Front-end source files
* Start *
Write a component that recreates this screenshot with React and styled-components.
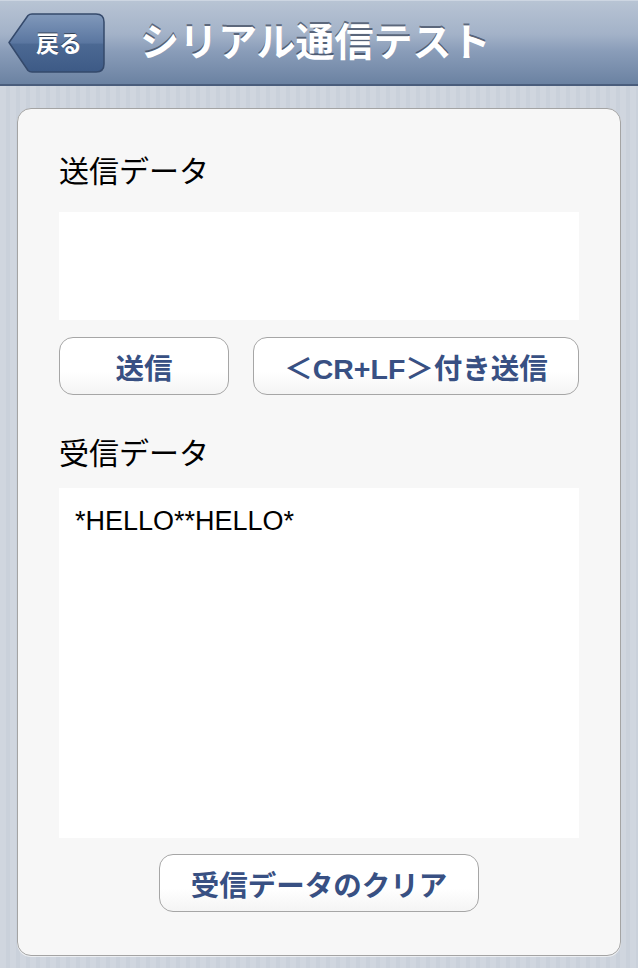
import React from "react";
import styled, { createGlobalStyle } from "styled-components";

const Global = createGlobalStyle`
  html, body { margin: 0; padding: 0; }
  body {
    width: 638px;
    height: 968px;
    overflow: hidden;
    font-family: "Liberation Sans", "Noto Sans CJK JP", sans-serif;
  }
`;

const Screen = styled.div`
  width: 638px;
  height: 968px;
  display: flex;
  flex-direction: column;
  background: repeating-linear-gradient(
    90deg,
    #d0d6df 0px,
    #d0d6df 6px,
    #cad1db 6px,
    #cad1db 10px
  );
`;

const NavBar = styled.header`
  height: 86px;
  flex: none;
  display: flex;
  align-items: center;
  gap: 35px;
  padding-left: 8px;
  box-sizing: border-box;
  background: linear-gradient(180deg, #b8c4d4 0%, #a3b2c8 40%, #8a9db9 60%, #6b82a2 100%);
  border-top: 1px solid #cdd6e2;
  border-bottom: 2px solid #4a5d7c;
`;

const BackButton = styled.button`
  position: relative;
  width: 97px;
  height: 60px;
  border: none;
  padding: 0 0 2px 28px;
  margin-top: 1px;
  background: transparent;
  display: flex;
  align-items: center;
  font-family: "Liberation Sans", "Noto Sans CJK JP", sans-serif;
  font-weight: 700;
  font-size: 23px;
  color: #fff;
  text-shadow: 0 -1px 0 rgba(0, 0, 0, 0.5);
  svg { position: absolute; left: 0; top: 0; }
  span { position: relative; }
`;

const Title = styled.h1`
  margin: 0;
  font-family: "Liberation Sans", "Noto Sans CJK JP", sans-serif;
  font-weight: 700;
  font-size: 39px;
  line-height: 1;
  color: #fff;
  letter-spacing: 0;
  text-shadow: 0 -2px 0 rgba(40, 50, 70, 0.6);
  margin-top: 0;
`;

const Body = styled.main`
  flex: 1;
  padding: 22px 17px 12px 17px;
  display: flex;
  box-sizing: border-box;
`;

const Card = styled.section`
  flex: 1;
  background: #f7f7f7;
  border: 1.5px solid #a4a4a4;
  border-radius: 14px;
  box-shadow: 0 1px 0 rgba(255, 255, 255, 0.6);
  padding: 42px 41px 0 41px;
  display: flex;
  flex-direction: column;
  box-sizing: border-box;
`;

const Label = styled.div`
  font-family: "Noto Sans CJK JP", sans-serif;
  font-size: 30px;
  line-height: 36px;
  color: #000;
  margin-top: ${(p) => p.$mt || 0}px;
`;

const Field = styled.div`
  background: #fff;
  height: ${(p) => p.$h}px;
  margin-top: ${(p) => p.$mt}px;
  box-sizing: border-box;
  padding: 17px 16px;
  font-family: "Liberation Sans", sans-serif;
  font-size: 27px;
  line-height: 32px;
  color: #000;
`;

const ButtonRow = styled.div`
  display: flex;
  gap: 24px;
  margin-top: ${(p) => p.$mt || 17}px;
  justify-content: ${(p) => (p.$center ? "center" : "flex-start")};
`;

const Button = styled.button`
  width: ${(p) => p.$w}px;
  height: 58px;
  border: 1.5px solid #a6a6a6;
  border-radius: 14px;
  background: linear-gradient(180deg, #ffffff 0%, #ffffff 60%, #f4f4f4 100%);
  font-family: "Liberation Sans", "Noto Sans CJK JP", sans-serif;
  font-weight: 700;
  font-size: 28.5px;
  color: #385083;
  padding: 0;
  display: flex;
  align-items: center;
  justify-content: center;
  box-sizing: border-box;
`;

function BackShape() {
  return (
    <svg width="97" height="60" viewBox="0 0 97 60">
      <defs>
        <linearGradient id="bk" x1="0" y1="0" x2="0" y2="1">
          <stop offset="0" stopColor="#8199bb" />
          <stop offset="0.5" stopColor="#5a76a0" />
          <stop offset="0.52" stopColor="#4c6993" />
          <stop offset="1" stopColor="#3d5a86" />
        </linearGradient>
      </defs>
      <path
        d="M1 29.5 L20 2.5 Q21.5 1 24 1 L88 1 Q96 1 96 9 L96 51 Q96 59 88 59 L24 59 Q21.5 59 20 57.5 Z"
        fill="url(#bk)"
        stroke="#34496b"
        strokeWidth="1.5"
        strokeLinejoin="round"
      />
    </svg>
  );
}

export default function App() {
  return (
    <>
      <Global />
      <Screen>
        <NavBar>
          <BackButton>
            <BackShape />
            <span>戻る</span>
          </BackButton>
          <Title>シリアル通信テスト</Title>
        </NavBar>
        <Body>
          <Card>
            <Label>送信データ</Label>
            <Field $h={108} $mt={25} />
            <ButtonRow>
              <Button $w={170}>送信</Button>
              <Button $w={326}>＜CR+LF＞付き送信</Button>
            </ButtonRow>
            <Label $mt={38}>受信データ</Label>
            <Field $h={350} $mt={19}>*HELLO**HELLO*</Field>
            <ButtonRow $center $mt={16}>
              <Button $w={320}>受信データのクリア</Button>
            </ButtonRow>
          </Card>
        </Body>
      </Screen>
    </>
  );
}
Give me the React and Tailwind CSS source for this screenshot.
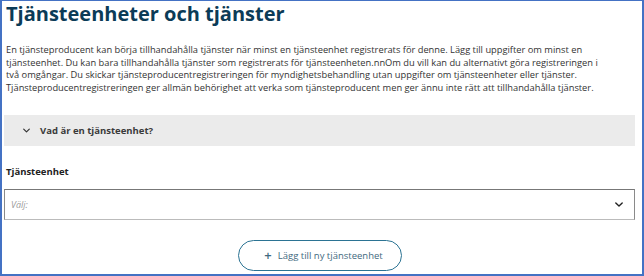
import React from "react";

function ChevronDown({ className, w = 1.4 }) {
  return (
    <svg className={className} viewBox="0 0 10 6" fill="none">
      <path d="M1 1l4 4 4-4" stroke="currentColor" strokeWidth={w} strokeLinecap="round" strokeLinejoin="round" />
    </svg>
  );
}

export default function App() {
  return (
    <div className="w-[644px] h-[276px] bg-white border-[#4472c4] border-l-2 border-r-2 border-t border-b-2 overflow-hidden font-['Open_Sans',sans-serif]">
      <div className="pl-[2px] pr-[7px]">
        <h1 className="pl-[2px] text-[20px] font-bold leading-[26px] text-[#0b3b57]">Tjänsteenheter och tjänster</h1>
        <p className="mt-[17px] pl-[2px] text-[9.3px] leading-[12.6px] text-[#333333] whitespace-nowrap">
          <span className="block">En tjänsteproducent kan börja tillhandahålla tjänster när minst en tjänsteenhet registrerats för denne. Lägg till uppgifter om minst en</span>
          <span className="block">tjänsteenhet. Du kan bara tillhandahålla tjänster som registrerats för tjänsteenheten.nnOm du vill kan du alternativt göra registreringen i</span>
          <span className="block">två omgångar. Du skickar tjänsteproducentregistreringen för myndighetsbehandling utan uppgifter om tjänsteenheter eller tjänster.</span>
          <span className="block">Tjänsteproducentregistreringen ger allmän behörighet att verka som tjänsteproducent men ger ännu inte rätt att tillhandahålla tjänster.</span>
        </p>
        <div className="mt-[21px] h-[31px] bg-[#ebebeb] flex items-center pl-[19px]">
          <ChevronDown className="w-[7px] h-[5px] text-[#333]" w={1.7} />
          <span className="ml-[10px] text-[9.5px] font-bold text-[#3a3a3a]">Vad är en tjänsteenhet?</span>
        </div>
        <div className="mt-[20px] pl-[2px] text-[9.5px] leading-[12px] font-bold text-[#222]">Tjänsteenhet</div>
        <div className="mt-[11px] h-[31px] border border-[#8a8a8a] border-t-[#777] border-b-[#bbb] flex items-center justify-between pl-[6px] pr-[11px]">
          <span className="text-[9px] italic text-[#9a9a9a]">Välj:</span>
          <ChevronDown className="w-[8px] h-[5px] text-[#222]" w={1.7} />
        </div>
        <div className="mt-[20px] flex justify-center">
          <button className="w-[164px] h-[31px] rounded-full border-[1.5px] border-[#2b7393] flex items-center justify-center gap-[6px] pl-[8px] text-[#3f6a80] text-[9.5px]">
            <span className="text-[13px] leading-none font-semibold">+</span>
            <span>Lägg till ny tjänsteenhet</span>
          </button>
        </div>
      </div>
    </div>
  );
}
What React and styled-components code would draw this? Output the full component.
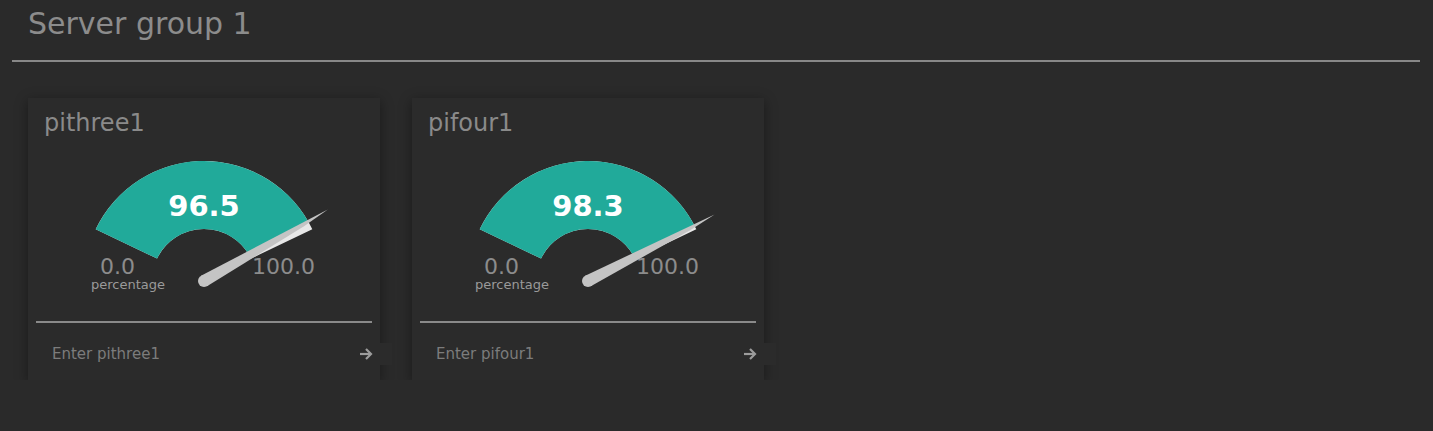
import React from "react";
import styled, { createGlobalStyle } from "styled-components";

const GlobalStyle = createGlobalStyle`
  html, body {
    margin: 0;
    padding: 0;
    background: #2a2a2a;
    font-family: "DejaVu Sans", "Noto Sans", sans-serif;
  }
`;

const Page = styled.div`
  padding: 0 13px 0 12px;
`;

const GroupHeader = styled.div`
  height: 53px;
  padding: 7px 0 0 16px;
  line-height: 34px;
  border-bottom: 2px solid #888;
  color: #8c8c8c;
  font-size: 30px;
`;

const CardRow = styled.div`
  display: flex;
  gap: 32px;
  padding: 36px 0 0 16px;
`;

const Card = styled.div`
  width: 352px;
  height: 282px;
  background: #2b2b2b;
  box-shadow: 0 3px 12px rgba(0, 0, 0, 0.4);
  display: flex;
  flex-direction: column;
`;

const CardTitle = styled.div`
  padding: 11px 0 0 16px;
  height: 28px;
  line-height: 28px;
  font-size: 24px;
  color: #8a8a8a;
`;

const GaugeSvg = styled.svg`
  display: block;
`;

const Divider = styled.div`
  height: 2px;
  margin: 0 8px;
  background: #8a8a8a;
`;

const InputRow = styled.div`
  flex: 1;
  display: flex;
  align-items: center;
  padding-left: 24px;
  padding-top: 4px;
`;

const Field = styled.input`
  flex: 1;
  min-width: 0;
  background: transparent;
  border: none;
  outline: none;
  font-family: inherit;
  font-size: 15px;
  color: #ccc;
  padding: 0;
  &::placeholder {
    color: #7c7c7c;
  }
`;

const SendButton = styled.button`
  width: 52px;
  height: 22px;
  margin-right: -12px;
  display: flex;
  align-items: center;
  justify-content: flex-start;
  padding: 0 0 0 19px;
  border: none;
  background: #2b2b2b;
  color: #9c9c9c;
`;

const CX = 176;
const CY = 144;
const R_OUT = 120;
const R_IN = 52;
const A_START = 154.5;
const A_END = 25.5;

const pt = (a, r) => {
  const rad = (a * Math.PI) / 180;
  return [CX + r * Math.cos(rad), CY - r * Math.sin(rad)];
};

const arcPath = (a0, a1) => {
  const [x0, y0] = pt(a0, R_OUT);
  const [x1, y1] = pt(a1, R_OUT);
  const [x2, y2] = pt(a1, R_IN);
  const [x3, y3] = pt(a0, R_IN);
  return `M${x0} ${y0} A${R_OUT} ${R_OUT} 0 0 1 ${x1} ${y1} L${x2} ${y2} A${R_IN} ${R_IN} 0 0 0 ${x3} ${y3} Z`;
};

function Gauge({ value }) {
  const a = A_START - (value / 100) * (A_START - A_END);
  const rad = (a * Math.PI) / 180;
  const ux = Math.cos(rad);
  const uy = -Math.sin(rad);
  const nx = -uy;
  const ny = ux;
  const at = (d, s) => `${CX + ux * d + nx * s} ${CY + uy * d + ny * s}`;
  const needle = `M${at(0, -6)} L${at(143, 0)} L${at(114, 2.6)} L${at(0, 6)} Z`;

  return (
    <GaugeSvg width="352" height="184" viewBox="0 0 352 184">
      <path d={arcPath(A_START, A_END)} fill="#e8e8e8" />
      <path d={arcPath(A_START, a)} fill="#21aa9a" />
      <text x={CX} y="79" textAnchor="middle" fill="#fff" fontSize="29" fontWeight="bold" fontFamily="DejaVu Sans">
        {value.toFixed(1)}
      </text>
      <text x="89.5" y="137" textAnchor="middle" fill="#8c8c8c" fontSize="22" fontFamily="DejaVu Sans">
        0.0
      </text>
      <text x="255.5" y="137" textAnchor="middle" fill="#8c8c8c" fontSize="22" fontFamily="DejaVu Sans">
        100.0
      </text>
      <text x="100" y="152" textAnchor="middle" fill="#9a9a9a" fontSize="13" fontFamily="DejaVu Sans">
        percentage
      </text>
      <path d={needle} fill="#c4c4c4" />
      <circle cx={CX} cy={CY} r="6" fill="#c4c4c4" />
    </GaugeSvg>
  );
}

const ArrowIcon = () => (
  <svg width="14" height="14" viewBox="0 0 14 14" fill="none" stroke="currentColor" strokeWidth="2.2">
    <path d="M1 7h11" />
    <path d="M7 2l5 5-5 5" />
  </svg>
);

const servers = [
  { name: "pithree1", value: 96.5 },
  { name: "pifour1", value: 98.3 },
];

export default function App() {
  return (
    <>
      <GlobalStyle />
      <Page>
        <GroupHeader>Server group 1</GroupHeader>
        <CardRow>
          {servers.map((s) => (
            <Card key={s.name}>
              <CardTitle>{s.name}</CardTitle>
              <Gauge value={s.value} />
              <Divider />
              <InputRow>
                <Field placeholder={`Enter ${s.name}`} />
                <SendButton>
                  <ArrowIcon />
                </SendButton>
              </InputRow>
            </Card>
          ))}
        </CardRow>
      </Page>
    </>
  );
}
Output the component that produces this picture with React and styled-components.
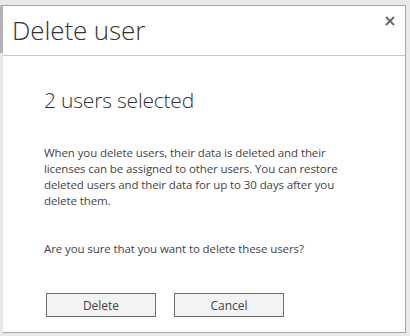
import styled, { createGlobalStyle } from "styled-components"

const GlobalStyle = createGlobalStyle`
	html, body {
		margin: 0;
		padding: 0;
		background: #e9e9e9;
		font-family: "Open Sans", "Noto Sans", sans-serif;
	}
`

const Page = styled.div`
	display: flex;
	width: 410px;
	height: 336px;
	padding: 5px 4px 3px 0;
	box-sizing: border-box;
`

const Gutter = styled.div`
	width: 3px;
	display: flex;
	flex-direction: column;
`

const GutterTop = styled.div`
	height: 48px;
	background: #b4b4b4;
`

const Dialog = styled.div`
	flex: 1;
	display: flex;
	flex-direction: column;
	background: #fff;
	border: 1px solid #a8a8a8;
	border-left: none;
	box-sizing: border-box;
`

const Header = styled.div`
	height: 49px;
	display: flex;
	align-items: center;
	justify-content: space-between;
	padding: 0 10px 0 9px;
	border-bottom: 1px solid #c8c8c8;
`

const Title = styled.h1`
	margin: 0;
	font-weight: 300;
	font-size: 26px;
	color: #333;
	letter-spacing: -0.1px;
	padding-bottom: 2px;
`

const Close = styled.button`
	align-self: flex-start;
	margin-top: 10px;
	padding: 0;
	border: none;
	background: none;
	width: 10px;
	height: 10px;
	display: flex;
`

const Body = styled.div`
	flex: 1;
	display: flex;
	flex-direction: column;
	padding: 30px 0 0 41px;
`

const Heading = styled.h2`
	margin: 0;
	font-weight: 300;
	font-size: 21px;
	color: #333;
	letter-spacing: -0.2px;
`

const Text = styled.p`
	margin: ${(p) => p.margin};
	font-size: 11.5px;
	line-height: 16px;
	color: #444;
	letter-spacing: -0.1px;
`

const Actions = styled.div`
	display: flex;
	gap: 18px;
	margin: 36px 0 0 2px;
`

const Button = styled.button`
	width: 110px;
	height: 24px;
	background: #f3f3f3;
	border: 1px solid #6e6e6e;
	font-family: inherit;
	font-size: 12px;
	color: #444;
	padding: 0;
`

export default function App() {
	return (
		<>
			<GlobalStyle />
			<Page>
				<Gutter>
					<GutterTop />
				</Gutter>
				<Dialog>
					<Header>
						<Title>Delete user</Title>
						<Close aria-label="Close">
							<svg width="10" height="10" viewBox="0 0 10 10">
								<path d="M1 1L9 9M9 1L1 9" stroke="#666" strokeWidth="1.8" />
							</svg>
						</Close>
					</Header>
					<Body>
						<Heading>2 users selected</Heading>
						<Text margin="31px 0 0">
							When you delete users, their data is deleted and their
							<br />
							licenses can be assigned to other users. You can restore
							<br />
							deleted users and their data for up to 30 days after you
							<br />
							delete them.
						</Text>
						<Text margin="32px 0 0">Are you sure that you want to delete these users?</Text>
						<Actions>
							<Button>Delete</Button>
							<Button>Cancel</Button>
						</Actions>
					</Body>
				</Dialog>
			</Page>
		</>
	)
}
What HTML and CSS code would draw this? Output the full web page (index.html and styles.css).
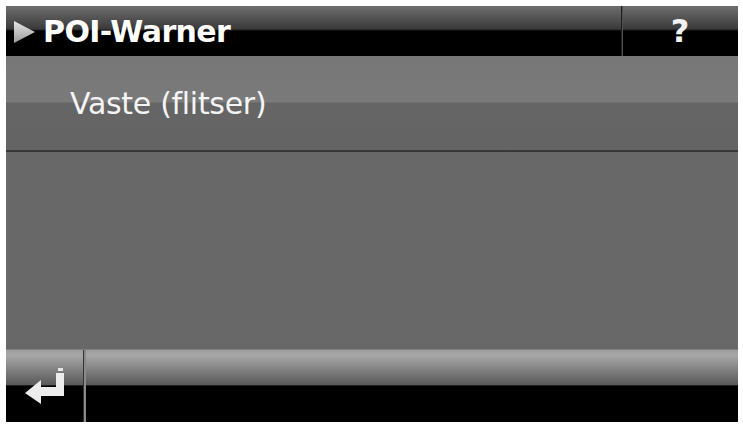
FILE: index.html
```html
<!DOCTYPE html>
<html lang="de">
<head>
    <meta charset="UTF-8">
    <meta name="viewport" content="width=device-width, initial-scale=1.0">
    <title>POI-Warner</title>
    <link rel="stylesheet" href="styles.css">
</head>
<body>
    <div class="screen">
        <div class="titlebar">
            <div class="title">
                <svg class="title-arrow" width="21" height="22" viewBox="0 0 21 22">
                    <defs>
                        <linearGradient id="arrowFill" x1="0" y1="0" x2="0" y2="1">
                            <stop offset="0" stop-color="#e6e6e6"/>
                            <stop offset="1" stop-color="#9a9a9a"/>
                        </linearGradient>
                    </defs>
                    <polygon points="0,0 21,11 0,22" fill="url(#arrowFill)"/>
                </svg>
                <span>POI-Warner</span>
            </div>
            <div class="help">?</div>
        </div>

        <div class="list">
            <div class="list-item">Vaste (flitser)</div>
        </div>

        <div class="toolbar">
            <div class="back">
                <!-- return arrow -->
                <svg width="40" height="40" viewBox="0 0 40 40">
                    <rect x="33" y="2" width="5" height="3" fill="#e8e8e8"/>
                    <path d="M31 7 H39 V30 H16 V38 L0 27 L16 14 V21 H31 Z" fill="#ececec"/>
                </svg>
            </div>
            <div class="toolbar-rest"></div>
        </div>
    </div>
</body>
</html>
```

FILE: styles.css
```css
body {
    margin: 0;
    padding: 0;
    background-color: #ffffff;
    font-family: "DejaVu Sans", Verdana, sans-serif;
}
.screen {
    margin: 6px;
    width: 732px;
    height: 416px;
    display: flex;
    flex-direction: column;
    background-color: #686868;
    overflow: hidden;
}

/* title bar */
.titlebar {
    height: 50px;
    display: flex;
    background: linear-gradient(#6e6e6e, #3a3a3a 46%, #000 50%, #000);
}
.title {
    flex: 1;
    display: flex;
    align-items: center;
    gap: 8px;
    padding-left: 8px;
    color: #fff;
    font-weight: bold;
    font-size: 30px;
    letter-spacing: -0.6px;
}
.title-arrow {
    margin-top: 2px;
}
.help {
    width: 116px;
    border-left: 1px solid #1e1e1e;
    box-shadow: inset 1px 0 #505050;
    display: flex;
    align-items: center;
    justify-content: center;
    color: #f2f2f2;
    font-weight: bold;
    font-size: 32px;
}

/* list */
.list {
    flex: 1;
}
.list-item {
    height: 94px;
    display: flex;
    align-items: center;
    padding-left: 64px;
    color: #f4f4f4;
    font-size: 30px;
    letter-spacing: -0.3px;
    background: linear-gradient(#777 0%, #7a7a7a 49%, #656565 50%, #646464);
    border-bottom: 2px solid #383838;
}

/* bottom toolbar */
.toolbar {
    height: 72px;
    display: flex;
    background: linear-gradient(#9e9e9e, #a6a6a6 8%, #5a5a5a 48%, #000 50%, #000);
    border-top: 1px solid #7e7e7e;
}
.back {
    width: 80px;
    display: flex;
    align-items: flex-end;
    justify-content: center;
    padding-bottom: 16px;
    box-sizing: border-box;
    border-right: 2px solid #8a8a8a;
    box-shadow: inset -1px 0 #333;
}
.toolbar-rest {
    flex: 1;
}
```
* End *
* [Exercise directions]: Search the records for the word "What", then list every line that has it.

* [Result]:
What React and styled-components code would draw this? Output the full component.
What HTML and CSS code would draw this? Output the full web page (index.html and styles.css).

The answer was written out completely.